Dans chacune des trois sessions, les participants ont reçu 50 piqûres de moustiques : huit par des moustiques infectés avec GA1, neuf par des moustiques infectés avec GA2 et trois par des moustiques non infectés. Les participants ayant terminé la phase d’immunisation ont ensuite reçu cinq piqûres de moustiques portant le parasite du paludisme.
Quels ont été les résultats ?
Les résultats de l’étude ont été publiés en novembre dans le New England Journal of Medicine. Selon l’essai, 13 % du groupe infecté par GA1 et 89 % du groupe infecté par GA2 ont développé une immunité contre le paludisme.

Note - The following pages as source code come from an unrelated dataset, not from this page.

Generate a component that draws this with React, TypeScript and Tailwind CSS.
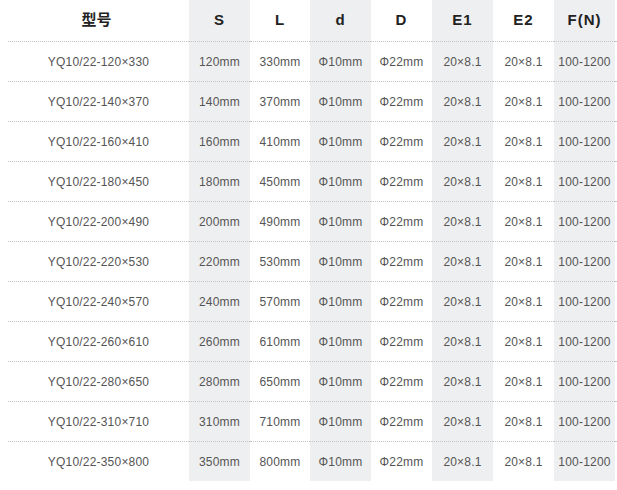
const headers = ["S", "L", "d", "D", "E1", "E2", "F(N)"];

const sizes: [string, string][] = [
  ["120", "330"],
  ["140", "370"],
  ["160", "410"],
  ["180", "450"],
  ["200", "490"],
  ["220", "530"],
  ["240", "570"],
  ["260", "610"],
  ["280", "650"],
  ["310", "710"],
  ["350", "800"],
];

// grey stripes on S, d, E1, F(N)
const shaded = [true, false, true, false, true, false, true];
const colWidths = ["w-[61px]", "w-[60px]", "w-[61px]", "w-[61px]", "w-[61px]", "w-[61px]", "w-[61px]"];

export default function App() {
  return (
    <div className="w-[617px] bg-white font-['Liberation_Sans',Arial,'Noto_Sans_CJK_SC',sans-serif]">
      <div className="flex h-[41px]">
        <div className="flex w-[189px] items-center justify-center pb-[2px] pl-1 text-[15px] font-bold text-[#222] font-['Noto_Sans_CJK_SC',sans-serif]">
          型号
        </div>
        {headers.map((h, i) => (
          <div
            key={h}
            className={`flex ${colWidths[i]} items-center justify-center text-[15px] font-bold tracking-[1px] text-[#222] ${
              shaded[i] ? "bg-[#eeeff1]" : ""
            }`}
          >
            {h}
          </div>
        ))}
      </div>

      {sizes.map(([s, l]) => {
        const cells = [`${s}mm`, `${l}mm`, "Φ10mm", "Φ22mm", "20×8.1", "20×8.1", "100-1200"];
        return (
          <div key={s} className="flex h-[40px]">
            <div className="ml-2 flex w-[181px] items-center justify-center border-t border-dotted border-[#c4c4c4] text-[12px] tracking-[0.2px] text-[#555]">
              YQ10/22-{s}×{l}
            </div>
            {cells.map((c, i) => (
              <div
                key={i}
                className={`flex ${colWidths[i]} items-center justify-center border-t border-dotted border-[#c4c4c4] text-[12px] tracking-[0.2px] text-[#555] ${
                  shaded[i] ? "bg-[#eeeff1]" : ""
                }`}
              >
                {c}
              </div>
            ))}
            <div className="w-[2px] border-t border-dotted border-[#c4c4c4]" />
          </div>
        );
      })}
    </div>
  );
}
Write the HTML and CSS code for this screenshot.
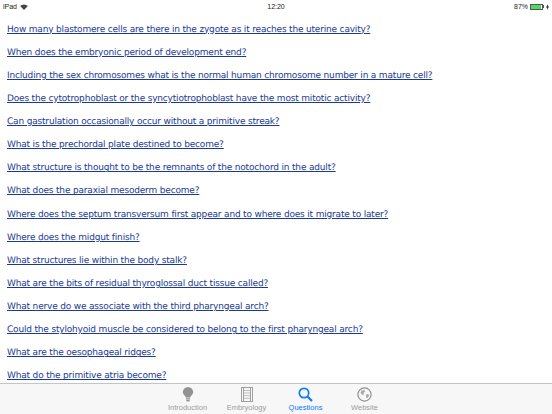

Personne dans le groupe placebo n’a développé d’immunité.
Des recherches supplémentaires sont-elles nécessaires ?
Étant donné que la taille de l’échantillon de l’essai clinique était petite (20 participants), le vaccin GA2 doit encore être testé dans des études plus larges, ont déclaré des experts. D’autres recherches sont également nécessaires pour déterminer dans quelle mesure le vaccin GA2 stimule le système immunitaire sur de plus longues périodes et s’il peut protéger contre différentes souches du parasite du paludisme dans les zones où la maladie est courante.
« Utiliser le moustique comme vecteur est un moyen plus facile et rapide de délivrer des sporozoïtes du paludisme », a expliqué Roestenberg. « Bien sûr, cela n’est pas durable à long terme, et le produit devra être développé sous forme de vaccin sous forme de flacon à déployer en Afrique. »

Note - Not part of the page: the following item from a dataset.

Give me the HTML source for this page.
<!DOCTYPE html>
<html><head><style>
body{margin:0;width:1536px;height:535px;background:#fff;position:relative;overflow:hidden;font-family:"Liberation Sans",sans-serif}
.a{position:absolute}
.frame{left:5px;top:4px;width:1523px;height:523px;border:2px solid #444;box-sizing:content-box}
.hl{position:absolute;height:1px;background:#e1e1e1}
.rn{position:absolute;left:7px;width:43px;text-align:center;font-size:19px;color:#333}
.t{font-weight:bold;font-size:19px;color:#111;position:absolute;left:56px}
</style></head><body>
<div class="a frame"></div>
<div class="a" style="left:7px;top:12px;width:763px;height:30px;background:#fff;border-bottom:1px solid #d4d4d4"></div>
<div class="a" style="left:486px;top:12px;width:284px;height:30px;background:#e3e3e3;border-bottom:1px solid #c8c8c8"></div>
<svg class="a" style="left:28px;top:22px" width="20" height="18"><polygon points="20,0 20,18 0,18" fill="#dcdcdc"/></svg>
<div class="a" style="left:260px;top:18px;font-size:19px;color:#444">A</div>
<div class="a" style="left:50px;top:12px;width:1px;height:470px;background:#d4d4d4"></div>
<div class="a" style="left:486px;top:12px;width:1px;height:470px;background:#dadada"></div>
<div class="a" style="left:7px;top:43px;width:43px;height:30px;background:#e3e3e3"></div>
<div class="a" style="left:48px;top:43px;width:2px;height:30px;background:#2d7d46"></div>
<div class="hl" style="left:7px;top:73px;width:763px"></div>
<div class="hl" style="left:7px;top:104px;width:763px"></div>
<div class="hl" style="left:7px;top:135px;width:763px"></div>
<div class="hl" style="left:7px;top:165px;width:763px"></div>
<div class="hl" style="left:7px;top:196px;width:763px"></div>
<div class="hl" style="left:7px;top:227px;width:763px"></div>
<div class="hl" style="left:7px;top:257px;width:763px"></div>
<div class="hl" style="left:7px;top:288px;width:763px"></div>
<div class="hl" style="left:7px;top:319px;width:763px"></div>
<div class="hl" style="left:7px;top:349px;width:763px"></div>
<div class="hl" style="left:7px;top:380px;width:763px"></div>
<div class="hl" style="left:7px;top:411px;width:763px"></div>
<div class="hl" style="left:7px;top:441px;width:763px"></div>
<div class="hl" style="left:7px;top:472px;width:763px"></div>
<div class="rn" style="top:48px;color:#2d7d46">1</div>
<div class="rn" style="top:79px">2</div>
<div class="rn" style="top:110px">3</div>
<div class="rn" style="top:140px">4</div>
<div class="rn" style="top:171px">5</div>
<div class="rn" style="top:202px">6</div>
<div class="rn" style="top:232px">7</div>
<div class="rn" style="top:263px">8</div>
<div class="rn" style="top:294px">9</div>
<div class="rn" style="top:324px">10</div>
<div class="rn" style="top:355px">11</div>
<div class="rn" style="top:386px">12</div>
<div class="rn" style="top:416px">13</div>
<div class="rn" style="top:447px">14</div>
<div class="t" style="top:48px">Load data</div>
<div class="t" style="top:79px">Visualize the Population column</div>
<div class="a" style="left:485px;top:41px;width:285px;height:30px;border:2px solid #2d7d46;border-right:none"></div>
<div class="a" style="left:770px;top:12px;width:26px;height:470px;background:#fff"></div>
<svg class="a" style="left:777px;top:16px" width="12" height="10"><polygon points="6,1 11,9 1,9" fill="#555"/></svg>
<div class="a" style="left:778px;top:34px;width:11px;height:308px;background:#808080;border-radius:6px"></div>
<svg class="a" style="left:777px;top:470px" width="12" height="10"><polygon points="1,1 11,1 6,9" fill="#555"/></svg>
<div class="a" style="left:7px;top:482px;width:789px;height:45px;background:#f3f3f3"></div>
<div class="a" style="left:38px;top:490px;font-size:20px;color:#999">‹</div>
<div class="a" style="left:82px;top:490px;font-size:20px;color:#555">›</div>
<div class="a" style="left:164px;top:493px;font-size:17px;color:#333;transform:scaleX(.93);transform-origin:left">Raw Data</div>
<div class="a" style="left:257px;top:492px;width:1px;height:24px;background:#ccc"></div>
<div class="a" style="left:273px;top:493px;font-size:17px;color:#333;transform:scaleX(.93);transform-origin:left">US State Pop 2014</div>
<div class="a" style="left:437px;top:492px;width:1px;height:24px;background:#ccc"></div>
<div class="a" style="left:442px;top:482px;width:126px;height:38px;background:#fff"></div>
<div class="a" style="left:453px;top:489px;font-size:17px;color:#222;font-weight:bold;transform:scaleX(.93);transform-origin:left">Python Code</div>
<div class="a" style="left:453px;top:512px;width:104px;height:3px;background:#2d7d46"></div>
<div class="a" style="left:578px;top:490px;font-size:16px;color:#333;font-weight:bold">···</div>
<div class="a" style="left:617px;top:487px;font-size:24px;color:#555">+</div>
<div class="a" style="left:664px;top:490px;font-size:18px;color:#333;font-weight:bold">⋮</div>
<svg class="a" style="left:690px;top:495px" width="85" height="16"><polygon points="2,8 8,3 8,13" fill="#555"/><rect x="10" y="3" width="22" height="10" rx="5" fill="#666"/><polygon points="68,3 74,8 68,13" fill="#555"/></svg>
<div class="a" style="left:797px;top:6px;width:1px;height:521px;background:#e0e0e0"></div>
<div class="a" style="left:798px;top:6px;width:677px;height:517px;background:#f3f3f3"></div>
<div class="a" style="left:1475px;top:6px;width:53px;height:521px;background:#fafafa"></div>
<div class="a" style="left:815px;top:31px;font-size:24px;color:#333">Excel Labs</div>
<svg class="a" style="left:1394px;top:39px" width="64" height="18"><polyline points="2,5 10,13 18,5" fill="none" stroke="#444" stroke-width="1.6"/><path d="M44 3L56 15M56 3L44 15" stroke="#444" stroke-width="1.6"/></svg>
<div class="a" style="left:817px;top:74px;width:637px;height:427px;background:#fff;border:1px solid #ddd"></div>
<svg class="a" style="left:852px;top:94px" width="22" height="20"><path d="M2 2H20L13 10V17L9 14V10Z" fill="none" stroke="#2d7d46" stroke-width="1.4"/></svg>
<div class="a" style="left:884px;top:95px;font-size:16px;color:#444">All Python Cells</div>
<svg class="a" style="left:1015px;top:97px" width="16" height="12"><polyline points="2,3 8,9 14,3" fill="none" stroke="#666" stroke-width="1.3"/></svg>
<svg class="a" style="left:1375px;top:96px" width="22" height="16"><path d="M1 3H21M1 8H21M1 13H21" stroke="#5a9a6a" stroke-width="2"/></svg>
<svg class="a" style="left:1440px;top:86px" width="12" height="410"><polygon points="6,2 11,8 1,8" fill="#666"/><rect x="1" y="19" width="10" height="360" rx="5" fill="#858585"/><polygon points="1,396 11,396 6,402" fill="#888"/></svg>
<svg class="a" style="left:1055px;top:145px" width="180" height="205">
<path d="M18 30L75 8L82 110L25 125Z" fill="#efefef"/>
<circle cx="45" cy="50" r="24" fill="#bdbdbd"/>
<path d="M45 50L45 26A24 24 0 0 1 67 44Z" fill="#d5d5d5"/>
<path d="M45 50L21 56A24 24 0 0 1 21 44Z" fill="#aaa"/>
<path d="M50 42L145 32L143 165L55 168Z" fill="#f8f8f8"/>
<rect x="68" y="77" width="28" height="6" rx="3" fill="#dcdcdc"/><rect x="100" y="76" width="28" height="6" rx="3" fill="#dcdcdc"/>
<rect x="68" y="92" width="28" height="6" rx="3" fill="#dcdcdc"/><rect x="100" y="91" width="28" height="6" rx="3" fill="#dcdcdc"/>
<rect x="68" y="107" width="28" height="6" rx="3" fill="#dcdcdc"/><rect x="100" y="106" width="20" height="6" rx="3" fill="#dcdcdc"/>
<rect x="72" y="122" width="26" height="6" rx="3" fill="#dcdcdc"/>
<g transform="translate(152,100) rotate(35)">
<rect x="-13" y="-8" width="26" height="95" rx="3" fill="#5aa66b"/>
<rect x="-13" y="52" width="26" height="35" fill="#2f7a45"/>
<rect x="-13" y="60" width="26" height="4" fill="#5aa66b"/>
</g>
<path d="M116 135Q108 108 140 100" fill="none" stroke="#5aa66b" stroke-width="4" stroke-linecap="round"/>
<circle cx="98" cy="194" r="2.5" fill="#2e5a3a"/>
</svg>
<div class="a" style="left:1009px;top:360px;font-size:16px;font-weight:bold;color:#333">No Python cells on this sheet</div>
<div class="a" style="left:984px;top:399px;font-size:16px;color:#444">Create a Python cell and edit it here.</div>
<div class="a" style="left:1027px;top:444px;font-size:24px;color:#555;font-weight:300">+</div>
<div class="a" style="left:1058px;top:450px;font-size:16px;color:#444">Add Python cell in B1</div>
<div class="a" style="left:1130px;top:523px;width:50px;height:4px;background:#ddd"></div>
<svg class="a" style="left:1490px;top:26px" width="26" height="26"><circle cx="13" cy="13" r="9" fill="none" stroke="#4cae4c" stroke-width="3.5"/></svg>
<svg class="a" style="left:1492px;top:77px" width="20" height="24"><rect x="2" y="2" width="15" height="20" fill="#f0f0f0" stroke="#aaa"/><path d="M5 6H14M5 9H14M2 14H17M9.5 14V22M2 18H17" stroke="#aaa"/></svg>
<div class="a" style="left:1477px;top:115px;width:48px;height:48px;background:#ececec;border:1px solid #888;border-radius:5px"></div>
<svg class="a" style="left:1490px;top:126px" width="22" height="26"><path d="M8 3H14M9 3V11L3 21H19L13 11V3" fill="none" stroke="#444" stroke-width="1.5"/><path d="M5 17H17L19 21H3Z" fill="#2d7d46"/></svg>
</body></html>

« Les moustiques ne pourraient pas être utilisés pour délivrer des vaccinations à grande échelle. Cela est seulement réalisable dans le cadre d’un essai clinique », a-t-elle ajouté.

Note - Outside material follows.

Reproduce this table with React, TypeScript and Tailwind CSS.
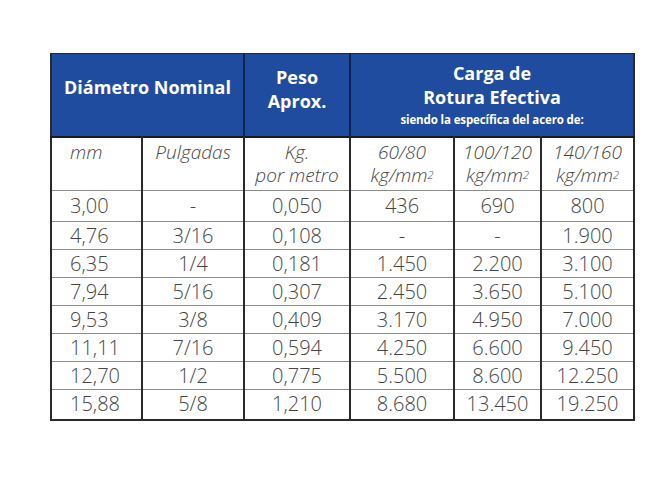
import React from 'react'

const rows = [
  { h: 'h-[31px]', cells: ['3,00', '-', '0,050', '436', '690', '800'] },
  { h: 'h-[28px]', cells: ['4,76', '3/16', '0,108', '-', '-', '1.900'] },
  { h: 'h-[28px]', cells: ['6,35', '1/4', '0,181', '1.450', '2.200', '3.100'] },
  { h: 'h-[28px]', cells: ['7,94', '5/16', '0,307', '2.450', '3.650', '5.100'] },
  { h: 'h-[28px]', cells: ['9,53', '3/8', '0,409', '3.170', '4.950', '7.000'] },
  { h: 'h-[28px]', cells: ['11,11', '7/16', '0,594', '4.250', '6.600', '9.450'] },
  { h: 'h-[28px]', cells: ['12,70', '1/2', '0,775', '5.500', '8.600', '12.250'] },
  { h: 'h-[30px]', cells: ['15,88', '5/8', '1,210', '8.680', '13.450', '19.250'] },
]

const head = "font-['Open_Sans',sans-serif] font-bold text-white"
const body = "font-['Open_Sans',sans-serif] font-light text-[#454545]"

function Kg() {
  return (
    <>
      kg/mm<sup className="text-[11px] relative -top-[3px]">2</sup>
    </>
  )
}

export default function App() {
  return (
    <div className="w-[665px] h-[499px] bg-white pl-[50px] pt-[53px]">
      <table className="table-fixed w-[583px] border-2 border-[#2a2a2a] border-t-[1px]">
        <colgroup>
          <col className="w-[91px]" />
          <col className="w-[102px]" />
          <col className="w-[106px]" />
          <col className="w-[104px]" />
          <col className="w-[87px]" />
          <col className="w-[93px]" />
        </colgroup>
        <thead>
          <tr className="h-[83px] bg-[#1f4c9e]">
            <th colSpan={2} className={`${head} align-top pt-[21px] text-[18px] leading-[24px] border-r-2 border-[#0f2550]`}>
              Diámetro Nominal
            </th>
            <th className={`${head} align-top pt-[11px] text-[18px] leading-[24px] border-r-2 border-[#0f2550]`}>
              Peso
              <br />
              Aprox.
            </th>
            <th colSpan={3} className={`${head} align-top pt-[7px] text-[18px] leading-[24px]`}>
              Carga de
              <br />
              Rotura Efectiva
              <div className="mt-[4px] text-[11.5px] leading-[14px] tracking-[-0.01em]">
                siendo la específica del acero de:
              </div>
            </th>
          </tr>
          <tr className={`h-[54px] ${body} italic text-[19px] leading-[23px] border-t-2 border-[#1b1b1b]`}>
            <th className="align-top pt-[3px] pl-[18px] text-left font-light border-r-2 border-[#2a2a2a] border-b border-b-[#8c8c8c]">
              mm
            </th>
            <th className="align-top pt-[3px] font-light border-r-2 border-[#2a2a2a] border-b border-b-[#8c8c8c]">
              Pulgadas
            </th>
            <th className="align-top pt-[3px] font-light border-r-2 border-[#2a2a2a] border-b border-b-[#8c8c8c]">
              Kg.
              <br />
              por metro
            </th>
            <th className="align-top pt-[3px] font-light border-r-2 border-[#2a2a2a] border-b border-b-[#8c8c8c]">
              60/80
              <br />
              <Kg />
            </th>
            <th className="align-top pt-[3px] font-light border-r-2 border-[#2a2a2a] border-b border-b-[#8c8c8c]">
              100/120
              <br />
              <Kg />
            </th>
            <th className="align-top pt-[3px] font-light border-b border-b-[#8c8c8c]">
              140/160
              <br />
              <Kg />
            </th>
          </tr>
        </thead>
        <tbody>
          {rows.map((r, i) => (
            <tr key={i} className={`${r.h} ${body} text-[20px] leading-none`}>
              {r.cells.map((c, j) => (
                <td
                  key={j}
                  className={`align-middle border-b border-b-[#8c8c8c] ${
                    j === 0 ? 'text-left pl-[18px]' : 'text-center'
                  } ${j < 5 ? 'border-r-2 border-r-[#2a2a2a]' : ''}`}
                >
                  {c}
                </td>
              ))}
            </tr>
          ))}
        </tbody>
      </table>
    </div>
  )
}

Les insectes ont-ils déjà été utilisés pour délivrer des vaccins ?
Japon, 2010
En 2010, des scientifiques japonais ont modifié génétiquement des moustiques pour transporter un vaccin contre la leishmaniose, une maladie parasitaire généralement transmise par les phlébotomes, dans leurs glandes salivaires. Lors d’une piqûre de moustique, le vaccin était exprimé via sa salive.
L’étude a montré que les rongeurs piqués par ces « vaccinateurs volants » développaient des anticorps contre le parasite. Cependant, les chercheurs n’ont pas encore déterminé si la réponse immunitaire résultante est suffisante pour prévenir l’infection.
« Après les piqûres, des réponses immunitaires protectrices sont induites, tout comme une vaccination conventionnelle mais sans douleur et sans coût », a déclaré le chercheur principal Shigeto Yoshida de l’Université médicale de Jichi dans un communiqué.
États-Unis, 2022
En septembre 2022, une étude impliquant 26 participants à Seattle, Washington, a exploré le potentiel des moustiques en tant que vaccinateurs. Dans un essai similaire à celui réalisé aux Pays-Bas, les moustiques ont servi de vecteurs pour des parasites Plasmodium causant le paludisme qui avaient été génétiquement affaiblis à l’aide de la technologie d’édition génétique CRISPR. Il s’agissait du premier essai clinique significatif utilisant des moustiques comme système de délivrance de vaccins direct avec des parasites génétiquement modifiés.
Les participants ont d’abord reçu le vaccin contre le paludisme, puis le virus du paludisme pour voir si le vaccin les protégerait de contracter cette maladie. Le vaccin délivré par moustiques s’est avéré efficace à 50 %, sept des 14 participants ayant contracté la maladie.